● **EXERCISE**: Using the data below, copy every line that contains the word "this".

● **RECORD SET**:
===============
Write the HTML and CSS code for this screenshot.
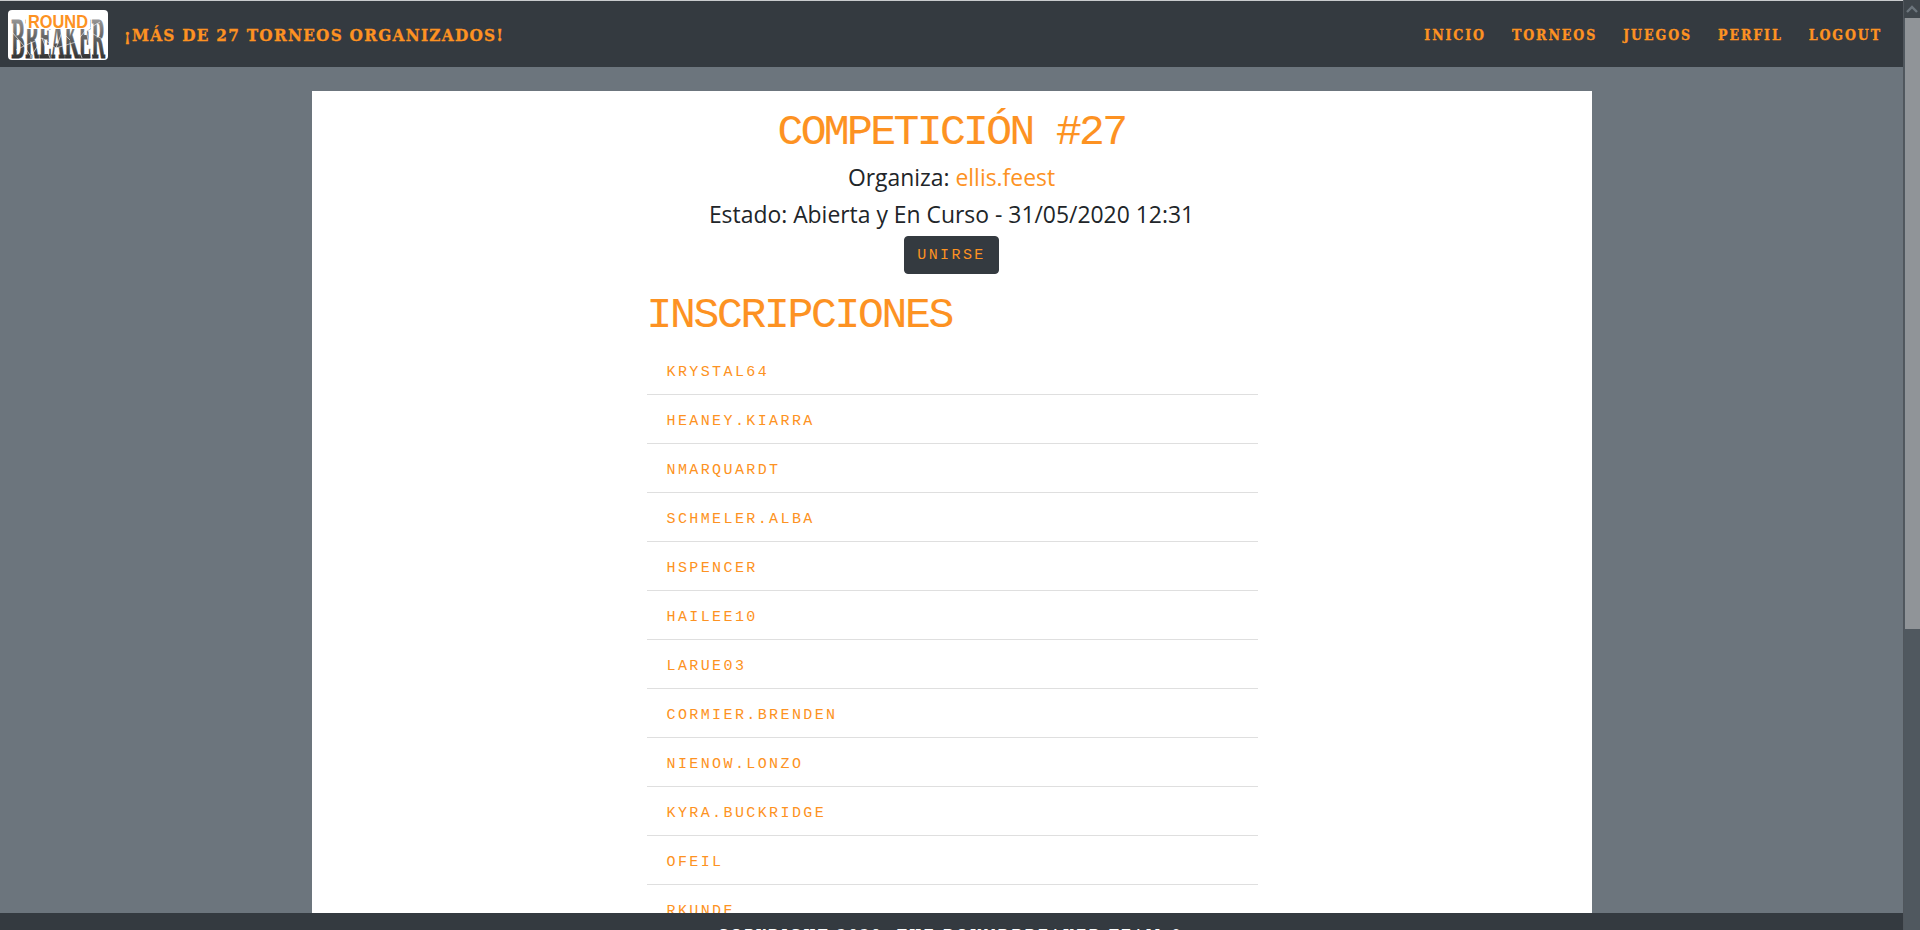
FILE: index.html
```html
<!DOCTYPE html>
<html lang="en">
<head>
    <meta charset="UTF-8">
    <meta name="viewport" content="width=device-width, initial-scale=1.0">
    <title>RoundBreaker</title>
    <link rel="stylesheet" href="styles.css">
</head>
<body>

<div class="page">
    <header class="navbar">
        <a class="brand" href="#">
            <svg class="logo" viewBox="0 0 100 50" width="100" height="50">
                <defs>
                    <linearGradient id="fade" x1="0" y1="0" x2="0" y2="1">
                        <stop offset="0" stop-color="#b4b4b4"/>
                        <stop offset="0.4" stop-color="#6e6e6e"/>
                        <stop offset="1" stop-color="#161616"/>
                    </linearGradient>
                </defs>
                <rect width="100" height="50" rx="4" fill="#fff"/>
                <text class="logo-bottom" transform="translate(3 48) scale(1 1.72)" textLength="94" lengthAdjust="spacingAndGlyphs" fill="url(#fade)">BREAKER</text>
                <path class="cracks" d="M4 22l12 14 8 12M16 36l18-8 8 20M34 28l14 10 6-16M48 38l20-6 6 16M68 32l10-12 6 28M92 12l-14 8 18 10M22 48l10-16M54 22l8 8M8 40l8-4"/>
                <rect x="18" y="0" width="64" height="19" fill="#fff"/>
                <text class="logo-top" x="20" y="17.5" textLength="60" lengthAdjust="spacingAndGlyphs">ROUND</text>
            </svg>
        </a>
        <span class="tagline">¡Más de 27 torneos organizados!</span>
        <nav class="nav-links">
            <a href="#">Inicio</a>
            <a href="#">Torneos</a>
            <a href="#">Juegos</a>
            <a href="#">Perfil</a>
            <a href="#">Logout</a>
        </nav>
    </header>

    <main class="content">
        <div class="card">
            <h1 class="title">Competición #27</h1>
            <p class="info">Organiza: <a href="#">ellis.feest</a></p>
            <p class="info">Estado: Abierta y En Curso - 31/05/2020 12:31</p>
            <button class="join" type="button">Unirse</button>
            <section class="entries">
                <h2>Inscripciones</h2>
                <ul>
                    <li>krystal64</li>
                    <li>heaney.kiarra</li>
                    <li>nmarquardt</li>
                    <li>schmeler.alba</li>
                    <li>hspencer</li>
                    <li>hailee10</li>
                    <li>larue03</li>
                    <li>cormier.brenden</li>
                    <li>nienow.lonzo</li>
                    <li>kyra.buckridge</li>
                    <li>ofeil</li>
                    <li>rkunde</li>
                </ul>
            </section>
        </div>
    </main>

    <footer class="footer">Copyright 2020. The RoundBreaker Team ©</footer>
</div>

<div class="scrollbar">
    <div class="scroll-up"><svg width="12" height="8" viewBox="0 0 12 8"><path d="M1 7l5-5 5 5" fill="none" stroke="#6c757d" stroke-width="2.4"/></svg></div>
    <div class="scroll-thumb"></div>
</div>

</body>
</html>
```

FILE: styles.css
```css
/* Basic Reset */
* {
    margin: 0;
    padding: 0;
    box-sizing: border-box;
}

html,
body {
    height: 100%;
    overflow: hidden;
}

body {
    display: flex;
    font-family: 'Open Sans', sans-serif;
    background: #6c757d;
    color: #212529;
}

a {
    color: #fd9222;
    text-decoration: none;
}

.page {
    flex: 1;
    min-width: 0;
    display: flex;
    flex-direction: column;
    height: 100%;
    position: relative;
}

/* Navbar */
.navbar {
    height: 67px;
    flex-shrink: 0;
    display: flex;
    align-items: center;
    padding: 1px 21px 0 8px;
    background: #343a40;
    border-top: 1px solid #c9cbcd;
}

.brand {
    display: flex;
    margin-right: 16px;
}

.logo-top {
    font-family: 'Liberation Sans', sans-serif;
    font-size: 19px;
    font-weight: bold;
    fill: #fd9222;
}

.logo-bottom {
    font-family: 'DejaVu Serif', serif;
    font-size: 30px;
    font-weight: bold;
    stroke: url(#fade);
    stroke-width: 0.5;
}

.cracks {
    fill: none;
    stroke: #fff;
    stroke-width: 0.6;
}

.tagline {
    font-family: 'DejaVu Serif', serif;
    font-weight: bold;
    font-stretch: condensed;
    font-size: 17px;
    letter-spacing: 1.27px;
    -webkit-text-stroke: 0.3px #fd9222;
    text-transform: uppercase;
    color: #fd9222;
}

.nav-links {
    margin-left: auto;
    display: flex;
    gap: 26px;
}

.nav-links a {
    font-family: 'DejaVu Serif', serif;
    font-weight: bold;
    font-stretch: condensed;
    font-size: 14px;
    letter-spacing: 1.9px;
    -webkit-text-stroke: 0.3px #fd9222;
    text-transform: uppercase;
}

/* Main card */
.content {
    flex: 1;
    min-height: 0;
    overflow: hidden;
    padding-top: 24px;
}

.card {
    width: 1280px;
    min-height: 100%;
    margin: 0 auto;
    background: #fff;
    padding-top: 18px;
    text-align: center;
}

.title {
    font-family: 'Liberation Mono', monospace;
    font-weight: normal;
    font-size: 43px;
    line-height: 48px;
    letter-spacing: -2.6px;
    -webkit-text-stroke: 0.1px #fd9222;
    text-transform: uppercase;
    color: #fd9222;
    margin-bottom: 2px;
}

.info {
    font-size: 22.9px;
    line-height: 37px;
}

.join {
    font-family: 'Liberation Mono', monospace;
    font-size: 15px;
    letter-spacing: 2.4px;
    text-transform: uppercase;
    color: #fd9222;
    background: #343a40;
    border: 1px solid #343a40;
    border-radius: 4px;
    width: 95px;
    height: 38px;
    margin-top: 3px;
    display: block;
    margin-left: auto;
    margin-right: auto;
}

.entries {
    width: 611px;
    margin: 18px 0 0 335px;
    text-align: left;
}

.entries h2 {
    font-family: 'Liberation Mono', monospace;
    font-weight: normal;
    font-size: 43px;
    line-height: 48px;
    letter-spacing: -2.3px;
    -webkit-text-stroke: 0.1px #fd9222;
    text-transform: uppercase;
    color: #fd9222;
    margin-bottom: 6px;
}

.entries ul {
    list-style: none;
}

.entries li {
    font-family: 'Liberation Mono', monospace;
    font-size: 15px;
    line-height: 21px;
    letter-spacing: 2.4px;
    text-transform: uppercase;
    color: #fd9222;
    padding: 16px 20px 11px;
    border-bottom: 1px solid #dfdfdf;
}

/* Footer sits over the list */
.footer {
    position: absolute;
    left: 0;
    right: 0;
    bottom: 0;
    height: 17px;
    overflow: hidden;
    padding-top: 14px;
    background: #343a40;
    color: #fff;
    font-family: 'DejaVu Serif', serif;
    font-weight: bold;
    font-stretch: condensed;
    font-size: 14px;
    line-height: 16px;
    letter-spacing: 2.7px;
    text-transform: uppercase;
    text-align: center;
}

/* Painted scrollbar */
.scrollbar {
    width: 17px;
    flex-shrink: 0;
    display: flex;
    flex-direction: column;
    align-items: center;
    border-left: 1px solid #50565c;
    background: #50585f;
}

.scroll-up {
    height: 18px;
    background: #3f464c;
    width: 100%;
    display: flex;
    align-items: center;
    justify-content: center;
}

.scroll-thumb {
    width: 15px;
    height: 611px;
    background: #909498;
}
```
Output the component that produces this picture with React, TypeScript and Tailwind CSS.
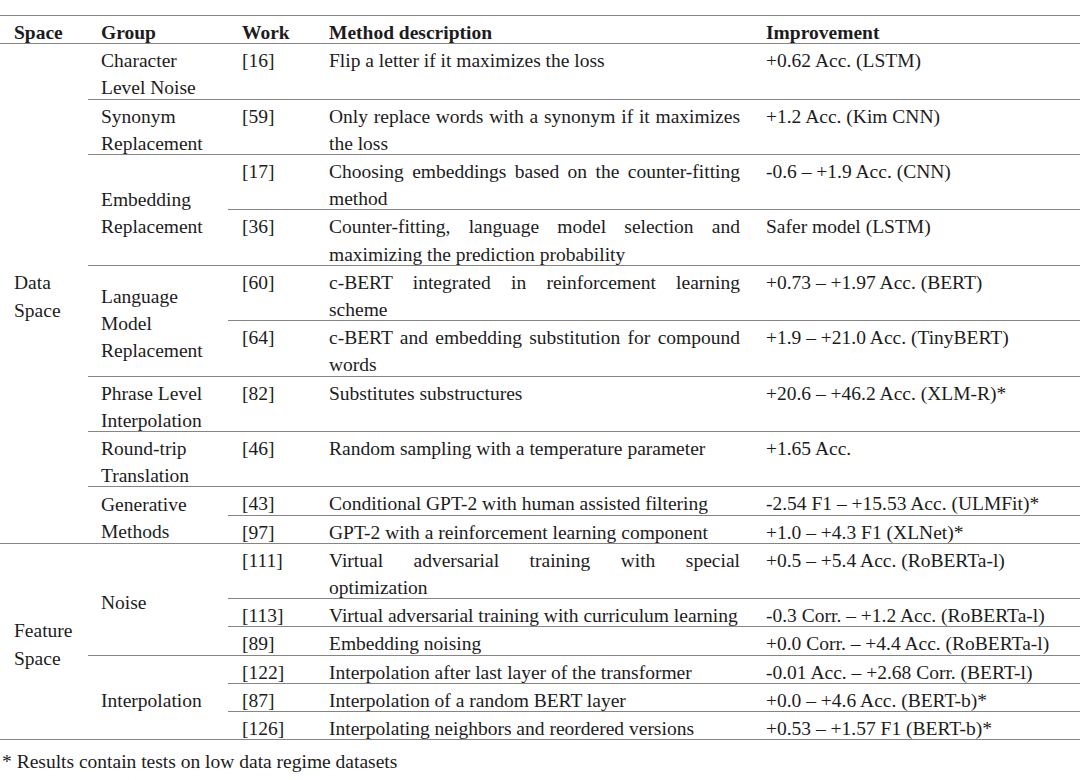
import React from 'react';

// Cell wrapper: glyphs in the reference sit low in their line box, so nudge them down
// without changing the row height.
const Txt: React.FC<{ children: React.ReactNode }> = ({ children }) => (
  <div className="pt-[3px] -mb-[3px]">{children}</div>
);

const LINE = 'border-b border-[#858585]';

interface Entry {
  work: string;
  method: string;
  result: string;
}

interface Group {
  name: React.ReactNode;
  entries: Entry[];
}

const DATA_SPACE: Group[] = [
  {
    name: (
      <>
        Character
        <br />
        Level Noise
      </>
    ),
    entries: [{ work: '[16]', method: 'Flip a letter if it maximizes the loss', result: '+0.62 Acc. (LSTM)' }],
  },
  {
    name: (
      <>
        Synonym
        <br />
        Replacement
      </>
    ),
    entries: [
      {
        work: '[59]',
        method: 'Only replace words with a synonym if it maximizes the loss',
        result: '+1.2 Acc. (Kim CNN)',
      },
    ],
  },
  {
    name: (
      <>
        Embedding
        <br />
        Replacement
      </>
    ),
    entries: [
      {
        work: '[17]',
        method: 'Choosing embeddings based on the counter-fitting method',
        result: '-0.6 – +1.9 Acc. (CNN)',
      },
      {
        work: '[36]',
        method: 'Counter-fitting, language model selection and maximizing the prediction probability',
        result: 'Safer model (LSTM)',
      },
    ],
  },
  {
    name: (
      <>
        Language
        <br />
        Model
        <br />
        Replacement
      </>
    ),
    entries: [
      {
        work: '[60]',
        method: 'c-BERT integrated in reinforcement learning scheme',
        result: '+0.73 – +1.97 Acc. (BERT)',
      },
      {
        work: '[64]',
        method: 'c-BERT and embedding substitution for compound words',
        result: '+1.9 – +21.0 Acc. (TinyBERT)',
      },
    ],
  },
  {
    name: (
      <>
        Phrase Level
        <br />
        Interpolation
      </>
    ),
    entries: [{ work: '[82]', method: 'Substitutes substructures', result: '+20.6 – +46.2 Acc. (XLM-R)*' }],
  },
  {
    name: (
      <>
        Round-trip
        <br />
        Translation
      </>
    ),
    entries: [
      { work: '[46]', method: 'Random sampling with a temperature parameter', result: '+1.65 Acc.' },
    ],
  },
  {
    name: (
      <>
        Generative
        <br />
        Methods
      </>
    ),
    entries: [
      {
        work: '[43]',
        method: 'Conditional GPT-2 with human assisted filtering',
        result: '-2.54 F1 – +15.53 Acc. (ULMFit)*',
      },
      {
        work: '[97]',
        method: 'GPT-2 with a reinforcement learning component',
        result: '+1.0 – +4.3 F1 (XLNet)*',
      },
    ],
  },
];

const FEATURE_SPACE: Group[] = [
  {
    name: 'Noise',
    entries: [
      {
        work: '[111]',
        method: 'Virtual adversarial training with special optimization',
        result: '+0.5 – +5.4 Acc. (RoBERTa-l)',
      },
      {
        work: '[113]',
        method: 'Virtual adversarial training with curriculum learning',
        result: '-0.3 Corr. – +1.2 Acc. (RoBERTa-l)',
      },
      { work: '[89]', method: 'Embedding noising', result: '+0.0 Corr. – +4.4 Acc. (RoBERTa-l)' },
    ],
  },
  {
    name: 'Interpolation',
    entries: [
      {
        work: '[122]',
        method: 'Interpolation after last layer of the transformer',
        result: '-0.01 Acc. – +2.68 Corr. (BERT-l)',
      },
      { work: '[87]', method: 'Interpolation of a random BERT layer', result: '+0.0 – +4.6 Acc. (BERT-b)*' },
      {
        work: '[126]',
        method: 'Interpolating neighbors and reordered versions',
        result: '+0.53 – +1.57 F1 (BERT-b)*',
      },
    ],
  },
];

const SpaceBlock: React.FC<{ label: React.ReactNode; groups: Group[] }> = ({ label, groups }) => {
  const total = groups.reduce((n, g) => n + g.entries.length, 0);
  return (
    <>
      {groups.map((g, gi) =>
        g.entries.map((e, ei) => (
          <tr key={`${gi}-${ei}`}>
            {gi === 0 && ei === 0 && (
              <td rowSpan={total} className={`${LINE} align-middle pl-[14px]`}>
                <Txt>{label}</Txt>
              </td>
            )}
            {ei === 0 && (
              <td rowSpan={g.entries.length} className={`${LINE} align-middle pl-[13px]`}>
                <Txt>{g.name}</Txt>
              </td>
            )}
            <td className={`${LINE} align-top pl-[14px]`}>
              <Txt>{e.work}</Txt>
            </td>
            <td className={`${LINE} align-top pl-[13px] pr-[12px] text-justify`}>
              <Txt>{e.method}</Txt>
            </td>
            <td className={`${LINE} align-top pl-[14px]`}>
              <Txt>{e.result}</Txt>
            </td>
          </tr>
        )),
      )}
    </>
  );
};

export default function App() {
  return (
    <div className="w-[1080px] h-[780px] bg-white pt-[15px] text-[#1c1c1c] text-[19.5px] leading-[27.2px] font-['Liberation_Serif','Times_New_Roman',serif]">
      <table className="w-[1080px] table-fixed border-collapse">
        <colgroup>
          <col className="w-[88px]" />
          <col className="w-[140px]" />
          <col className="w-[88px]" />
          <col className="w-[436px]" />
          <col className="w-[328px]" />
        </colgroup>
        <thead>
          <tr className="border-t border-[#858585]">
            <th className={`${LINE} text-left font-bold pl-[14px]`}>
              <Txt>Space</Txt>
            </th>
            <th className={`${LINE} text-left font-bold pl-[13px]`}>
              <Txt>Group</Txt>
            </th>
            <th className={`${LINE} text-left font-bold pl-[14px]`}>
              <Txt>Work</Txt>
            </th>
            <th className={`${LINE} text-left font-bold pl-[13px]`}>
              <Txt>Method description</Txt>
            </th>
            <th className={`${LINE} text-left font-bold pl-[14px]`}>
              <Txt>Improvement</Txt>
            </th>
          </tr>
        </thead>
        <tbody>
          <SpaceBlock
            label={
              <>
                Data
                <br />
                Space
              </>
            }
            groups={DATA_SPACE}
          />
          <SpaceBlock
            label={
              <>
                Feature
                <br />
                Space
              </>
            }
            groups={FEATURE_SPACE}
          />
        </tbody>
      </table>
      <p className="pl-[2px] pt-[8px]">* Results contain tests on low data regime datasets</p>
    </div>
  );
}
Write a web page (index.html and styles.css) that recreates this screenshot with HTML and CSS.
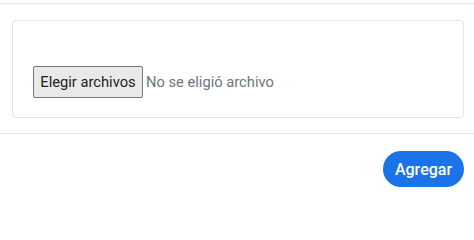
FILE: index.html
```html
<!DOCTYPE html>
<html lang="es">
<head>
<meta charset="utf-8">
<link rel="stylesheet" href="styles.css">
</head>
<body>
<div class="top-rule"></div>
<div class="card">
  <div class="file-row">
    <span class="file-btn">Elegir archivos</span>
    <span class="file-name">No se eligió archivo</span>
  </div>
</div>
<div class="footer">
  <button class="btn-add">Agregar</button>
</div>
</body>
</html>
```
FILE: styles.css
```css
html, body {
  margin: 0;
  padding: 0;
  background: #ffffff;
  font-family: Roboto, "Liberation Sans", sans-serif;
}
.top-rule {
  height: 3px;
  border-bottom: 1px solid #e6e6e6;
}
.card {
  margin: 16px 10px 0 12px;
  height: 98px;
  box-sizing: border-box;
  border: 1px solid #e3e3e3;
  border-radius: 4px;
  padding: 45px 0 0 20px;
}
.file-row {
  display: flex;
  align-items: center;
  gap: 3px;
}
.file-btn {
  box-sizing: border-box;
  height: 32px;
  width: 110px;
  display: flex;
  align-items: center;
  justify-content: center;
  background: #e9e9e9;
  border: 1px solid #777777;
  border-radius: 2px;
  color: #222222;
  font-size: 14.7px;
}
.file-name {
  color: #6c757d;
  font-size: 14.7px;
}
.footer {
  margin-top: 15px;
  border-top: 1px solid #e6e6e6;
  display: flex;
  justify-content: flex-end;
  padding: 17px 10px 0 0;
}
.btn-add {
  height: 36px;
  width: 81px;
  border: none;
  border-radius: 18px;
  background: #1a73e8;
  color: #ffffff;
  font-family: Roboto, "Liberation Sans", sans-serif;
  font-size: 16px;
  font-weight: 500;
  padding: 0;
}
```
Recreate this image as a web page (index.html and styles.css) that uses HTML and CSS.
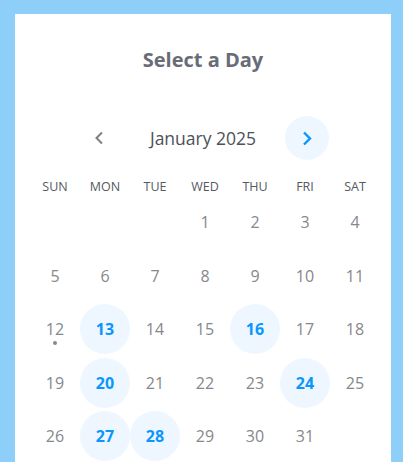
FILE: index.html
```html
<!DOCTYPE html>
<html lang="en">
<head>
  <meta charset="UTF-8">
  <title>Select a Day</title>
  <link rel="stylesheet" href="styles.css">
</head>
<body>
  <div class="card">
    <h2>Select a Day</h2>

    <div class="month-nav">
      <button class="nav-btn prev" aria-label="Previous month">
        <svg width="10" height="14" viewBox="0 0 10 14"><path d="M8 1.5L2.5 7L8 12.5" fill="none" stroke="currentColor" stroke-width="2"/></svg>
      </button>
      <div class="month-label">January 2025</div>
      <button class="nav-btn next" aria-label="Next month">
        <svg width="11" height="15" viewBox="0 0 11 15"><path d="M2 1.5L8 7.5L2 13.5" fill="none" stroke="currentColor" stroke-width="2.4"/></svg>
      </button>
    </div>

    <div class="weekdays">
      <span>SUN</span><span>MON</span><span>TUE</span><span>WED</span><span>THU</span><span>FRI</span><span>SAT</span>
    </div>

    <div class="days">
      <span></span><span></span><span></span>
      <span class="day">1</span><span class="day">2</span><span class="day">3</span><span class="day">4</span>
      <span class="day">5</span><span class="day">6</span><span class="day">7</span><span class="day">8</span><span class="day">9</span><span class="day">10</span><span class="day">11</span>
      <span class="day today">12</span><span class="day open">13</span><span class="day">14</span><span class="day">15</span><span class="day open">16</span><span class="day">17</span><span class="day">18</span>
      <span class="day">19</span><span class="day open">20</span><span class="day">21</span><span class="day">22</span><span class="day">23</span><span class="day open">24</span><span class="day">25</span>
      <span class="day">26</span><span class="day open">27</span><span class="day open">28</span><span class="day">29</span><span class="day">30</span><span class="day">31</span>
    </div>
  </div>
</body>
</html>
```

FILE: styles.css
```css
body {
  margin: 0;
  background: #8ecffa;
  font-family: 'Open Sans', sans-serif;
  height: 100vh;
  overflow: hidden;
}

.card {
  background: #fff;
  width: 376px;
  margin: 14px 0 0 15px;
  padding: 34px 0 40px;
  box-sizing: border-box;
}

h2 {
  margin: 0;
  text-align: center;
  font-size: 20px;
  line-height: 24px;
  font-weight: 700;
  color: #686c76;
}

.month-nav {
  display: grid;
  grid-template-columns: 44px 1fr 44px;
  align-items: center;
  width: 251px;
  margin: 44px auto 0;
}

.nav-btn {
  width: 44px;
  height: 44px;
  border: none;
  border-radius: 50%;
  background: none;
  padding: 0;
  display: flex;
  align-items: center;
  justify-content: center;
  cursor: pointer;
}

.nav-btn.prev {
  color: #7d7f84;
  padding-right: 1px;
}

.nav-btn.next {
  background: #eef7ff;
  color: #0a96ff;
  padding-left: 2px;
}

.month-label {
  text-align: center;
  font-size: 17.5px;
  color: #4d5158;
}

.weekdays {
  display: grid;
  grid-template-columns: repeat(7, 50px);
  margin: 19px 0 0 15px;
  font-size: 12.5px;
  line-height: 16px;
  color: #55595f;
  text-align: center;
}

.days {
  display: grid;
  grid-template-columns: repeat(7, 50px);
  grid-auto-rows: 50px;
  row-gap: 3.6px;
  margin: 2px 0 0 15px;
}

.day {
  position: relative;
  display: flex;
  align-items: center;
  justify-content: center;
  border-radius: 50%;
  font-size: 16px;
  color: #86888c;
}

.day.open {
  background: #eef7ff;
  color: #0a96ff;
  font-weight: 700;
}

.day.today::after {
  content: "";
  position: absolute;
  left: 23px;
  top: 37px;
  width: 4px;
  height: 4px;
  border-radius: 50%;
  background: #86888c;
}
```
===============
● **THE SOLUTION**:
Write the HTML and CSS code for this screenshot.
Output the component that produces this picture with React, TypeScript and Tailwind CSS.
Write a web page (index.html and styles.css) that recreates this screenshot with HTML and CSS.
Recreate this image as a web page (index.html and styles.css) that uses HTML and CSS.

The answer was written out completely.